Back in the 50s and 60s things moved at a much slower pace. When a ‘market’ segment dived it took about two years to do it and there was a gentle slope down. Everyone sort of had some time to adjust, re-jig plans, and basically do what they could to prepare for the downside; except those that chose to ignore what was going on.
But here in 2011 things in the world markets happen much quicker; much much quicker.
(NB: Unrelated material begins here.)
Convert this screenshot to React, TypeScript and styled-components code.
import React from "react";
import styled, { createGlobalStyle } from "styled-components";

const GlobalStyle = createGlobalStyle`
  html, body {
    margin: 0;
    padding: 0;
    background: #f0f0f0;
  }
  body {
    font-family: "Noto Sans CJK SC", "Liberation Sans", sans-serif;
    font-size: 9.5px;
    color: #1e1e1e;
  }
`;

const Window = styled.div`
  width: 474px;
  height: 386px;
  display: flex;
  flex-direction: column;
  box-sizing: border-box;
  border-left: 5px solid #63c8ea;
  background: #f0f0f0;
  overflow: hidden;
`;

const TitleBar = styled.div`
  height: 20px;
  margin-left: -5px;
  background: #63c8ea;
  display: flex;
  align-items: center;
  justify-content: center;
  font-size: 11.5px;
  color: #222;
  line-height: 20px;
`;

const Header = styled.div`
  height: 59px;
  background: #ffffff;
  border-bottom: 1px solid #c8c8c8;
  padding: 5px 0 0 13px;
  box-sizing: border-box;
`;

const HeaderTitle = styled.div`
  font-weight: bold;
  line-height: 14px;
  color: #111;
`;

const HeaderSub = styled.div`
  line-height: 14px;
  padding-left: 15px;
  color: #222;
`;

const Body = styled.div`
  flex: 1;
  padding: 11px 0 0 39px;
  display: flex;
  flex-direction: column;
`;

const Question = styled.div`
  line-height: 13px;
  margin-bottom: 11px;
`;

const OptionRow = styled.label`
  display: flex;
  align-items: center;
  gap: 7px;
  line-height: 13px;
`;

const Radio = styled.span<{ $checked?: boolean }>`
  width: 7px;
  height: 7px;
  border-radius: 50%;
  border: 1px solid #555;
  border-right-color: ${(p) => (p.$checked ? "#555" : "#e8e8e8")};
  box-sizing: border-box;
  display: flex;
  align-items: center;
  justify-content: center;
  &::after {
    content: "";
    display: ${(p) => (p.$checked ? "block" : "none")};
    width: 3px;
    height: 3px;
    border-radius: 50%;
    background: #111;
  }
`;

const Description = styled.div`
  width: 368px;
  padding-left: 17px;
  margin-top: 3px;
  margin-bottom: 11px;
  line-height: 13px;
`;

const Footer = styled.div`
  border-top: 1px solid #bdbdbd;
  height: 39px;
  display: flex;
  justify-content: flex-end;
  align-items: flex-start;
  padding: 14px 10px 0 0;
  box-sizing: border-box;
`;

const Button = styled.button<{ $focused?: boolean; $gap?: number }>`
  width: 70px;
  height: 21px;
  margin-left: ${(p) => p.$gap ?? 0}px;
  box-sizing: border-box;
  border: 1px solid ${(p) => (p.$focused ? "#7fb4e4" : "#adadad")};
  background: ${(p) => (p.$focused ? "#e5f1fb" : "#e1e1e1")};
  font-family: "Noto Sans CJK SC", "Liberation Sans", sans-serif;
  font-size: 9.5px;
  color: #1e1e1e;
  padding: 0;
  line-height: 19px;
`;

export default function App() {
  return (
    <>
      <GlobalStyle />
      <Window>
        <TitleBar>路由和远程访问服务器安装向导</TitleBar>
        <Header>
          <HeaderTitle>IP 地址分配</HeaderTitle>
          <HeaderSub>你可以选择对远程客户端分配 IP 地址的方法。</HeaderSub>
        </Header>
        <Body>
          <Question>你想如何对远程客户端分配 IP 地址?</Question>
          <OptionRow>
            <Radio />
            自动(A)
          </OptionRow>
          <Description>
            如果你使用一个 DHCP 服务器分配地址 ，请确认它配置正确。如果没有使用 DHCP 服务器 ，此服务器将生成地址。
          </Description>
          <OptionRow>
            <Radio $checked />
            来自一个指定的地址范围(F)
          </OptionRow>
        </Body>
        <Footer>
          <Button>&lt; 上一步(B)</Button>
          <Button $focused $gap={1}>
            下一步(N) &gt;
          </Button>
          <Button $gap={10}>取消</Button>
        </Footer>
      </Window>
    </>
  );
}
It seems like only a few months ago I was telling friends how the price for Aluminium was skyrocketing. There was no telling where it was going to stop. After all, I explained, Aluminium is used in just about everything—computers, cars, Jets, cutlery, boats/ships, space craft, buildings, cool drink cans, beer cans (and we know how many of those get used), white goods (refrigerators, washing machines, etc.,), even flat panel screens, and much, much more. The demand for Aluminium would never stop; surely.
But stop it did. Around about July.
And then the price plummeted.
Aluminium has gone from just over US$2,600 per tonne in July to under US$2,000 a tonne in mid-December. This is a fall of around 25 percent over just five months and it is still heading in a southerly direction.
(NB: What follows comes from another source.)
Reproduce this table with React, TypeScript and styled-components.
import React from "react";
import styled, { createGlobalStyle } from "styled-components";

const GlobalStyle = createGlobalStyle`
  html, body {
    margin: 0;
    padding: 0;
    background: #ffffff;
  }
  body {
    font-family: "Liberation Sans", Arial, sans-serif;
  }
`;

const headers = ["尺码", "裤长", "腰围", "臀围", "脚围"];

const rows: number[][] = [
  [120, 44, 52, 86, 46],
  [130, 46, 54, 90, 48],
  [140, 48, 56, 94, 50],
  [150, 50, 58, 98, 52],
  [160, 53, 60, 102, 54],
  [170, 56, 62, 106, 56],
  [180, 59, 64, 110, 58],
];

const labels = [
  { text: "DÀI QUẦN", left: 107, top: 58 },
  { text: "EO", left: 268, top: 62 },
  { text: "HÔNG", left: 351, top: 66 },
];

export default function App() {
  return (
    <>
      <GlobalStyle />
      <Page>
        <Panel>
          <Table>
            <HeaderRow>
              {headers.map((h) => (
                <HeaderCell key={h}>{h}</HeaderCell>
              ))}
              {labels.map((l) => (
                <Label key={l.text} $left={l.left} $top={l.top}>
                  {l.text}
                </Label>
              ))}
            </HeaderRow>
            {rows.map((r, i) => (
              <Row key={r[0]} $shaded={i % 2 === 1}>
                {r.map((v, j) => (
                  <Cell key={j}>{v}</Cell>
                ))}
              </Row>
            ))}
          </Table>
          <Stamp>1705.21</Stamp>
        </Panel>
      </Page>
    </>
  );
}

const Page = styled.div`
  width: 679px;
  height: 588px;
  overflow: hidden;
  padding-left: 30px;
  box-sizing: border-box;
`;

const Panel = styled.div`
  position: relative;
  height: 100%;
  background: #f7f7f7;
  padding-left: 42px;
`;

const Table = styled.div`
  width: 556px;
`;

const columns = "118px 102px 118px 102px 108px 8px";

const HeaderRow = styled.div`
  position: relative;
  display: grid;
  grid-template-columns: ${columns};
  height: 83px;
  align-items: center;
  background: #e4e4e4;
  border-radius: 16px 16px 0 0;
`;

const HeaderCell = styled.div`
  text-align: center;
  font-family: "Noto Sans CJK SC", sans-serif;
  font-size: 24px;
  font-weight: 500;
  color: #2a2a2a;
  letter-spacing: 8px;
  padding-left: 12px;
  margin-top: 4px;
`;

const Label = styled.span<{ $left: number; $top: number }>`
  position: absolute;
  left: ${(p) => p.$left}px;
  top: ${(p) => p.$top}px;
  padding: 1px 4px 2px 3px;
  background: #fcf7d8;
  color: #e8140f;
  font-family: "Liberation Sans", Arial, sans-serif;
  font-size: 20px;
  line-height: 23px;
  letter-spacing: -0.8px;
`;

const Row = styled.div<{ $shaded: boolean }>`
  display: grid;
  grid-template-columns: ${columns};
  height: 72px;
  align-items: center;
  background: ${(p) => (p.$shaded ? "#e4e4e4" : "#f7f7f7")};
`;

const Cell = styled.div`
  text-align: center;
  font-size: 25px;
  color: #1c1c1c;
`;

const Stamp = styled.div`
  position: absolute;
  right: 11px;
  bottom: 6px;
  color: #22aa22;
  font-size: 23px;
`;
If you check page 15 of today’s (Monday the 19th December) Australian Financial Review (AFR) you will see that the graph showing the market price of Aluminium looks like a cliff face it falls off so quickly. If I was back at base I would scan it for you and post it, but I am working away so I don’t have the technology to do a scan handy.
You might ask why would I notice the price of Aluminium—well I work for a company that mines bauxite and refines Alumina so it is kind of close to home for me.
Wonder when the cut-backs will start?